Paste a suspicious carrier email. We extract any MC numbers and verify them live against FMCSA, then scan the text for the patterns brokers see in double-broker and stolen-MC attempts. You get a risk score plus the per-signal breakdown. Free, no signup, we don't store the email.
What the scanner is good at — and what it isn't
The scanner reads what's in the email plus what FMCSA says about any MC numbers mentioned. That covers a real majority of carrier-fraud attempts because most stolen-MC and double-broker workflows leave fingerprints in the email body or the FMCSA record. It will not catch every fraud — particularly not the ones where a fully-legitimate carrier (real MC, current authority, clean insurance) accepts the load and then re-brokers it after. For those, the only defense is post-booking monitoring (driver verification 24 hours before pickup, GPS tracking from first mile, check-call discipline).
The signals it scans
- Sender domain. Quotes from gmail.com / yahoo / hotmail aren't auto-disqualifying (legitimate dispatch services use them) but combine with other signals.
- Multi-domain mentions.
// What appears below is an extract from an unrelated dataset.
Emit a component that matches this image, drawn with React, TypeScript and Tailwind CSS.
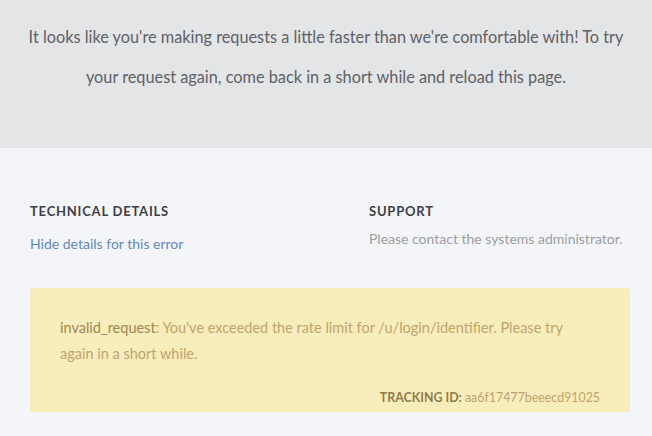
export default function App() {
  return (
    <div className="min-h-[436px] bg-[#f4f5f9] font-['Lato',_sans-serif]">
      {/* Top notice */}
      <div className="flex h-[148px] items-start justify-center bg-[#e4e5e7] px-[24px] pt-[17px]">
        <p className="text-center text-[16.3px] leading-[40px] text-[#5e6167]">
          It looks like you're making requests a little faster than we're comfortable with! To try your request again,
          come back in a short while and reload this page.
        </p>
      </div>

      <div className="pl-[30px] pr-[22px] pt-[55px]">
        <div className="flex">
          <div className="w-[339px]">
            <h3 className="text-[13px] font-bold leading-[16px] tracking-[0.06em] text-[#3e3f44]">TECHNICAL DETAILS</h3>
            <a className="mt-[15px] block text-[14px] leading-[20px] text-[#6189bd]">Hide details for this error</a>
          </div>
          <div className="flex-1">
            <h3 className="text-[13px] font-bold leading-[16px] tracking-[0.06em] text-[#3e3f44]">SUPPORT</h3>
            <p className="mt-[10px] whitespace-nowrap text-[14px] leading-[20px] text-[#9c9da1]">
              Please contact the systems administrator.
            </p>
          </div>
        </div>

        <div className="mt-[34px] rounded-[3px] bg-[#f7eebc] px-[30px] pb-[3px] pt-[27px]">
          <p className="max-w-[525px] text-[14.5px] leading-[26px] text-[#c2a36a]">
            <span className="text-[#a08650]">invalid_request</span>: You've exceeded the rate limit for
            /u/login/identifier. Please try again in a short while.
          </p>
          <p className="mt-[20px] text-right text-[12.4px] leading-[22px] text-[#c2a36a]">
            <span className="font-bold text-[#8f7a4a]">TRACKING ID:</span> aa6f17477beeecd91025
          </p>
        </div>
      </div>
    </div>
  );
}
Several different corporate domains in one email signals dispatch-service relays or, less benign, identity stitching.
- Multiple MC numbers in one quote. The single strongest textual tell for double-brokering or stolen-identity patterns.
- FMCSA authority. Every MC referenced gets a live QCMobile check. Revoked, inactive, or OOS = hard stop.
- Urgency / pressure cues. "Need answer ASAP", "moving today only". Common in legitimate spot-market quotes too — informational only on its own.
- Payment red flags. Upfront comcheck or quickpay demands, refusal of factoring, "direct deposit only" insistence. Disproportionately correlate with carriers that vanish after pickup.
- Missing phone. No driver cell shared at booking is one of the most common late-stage fraud signals.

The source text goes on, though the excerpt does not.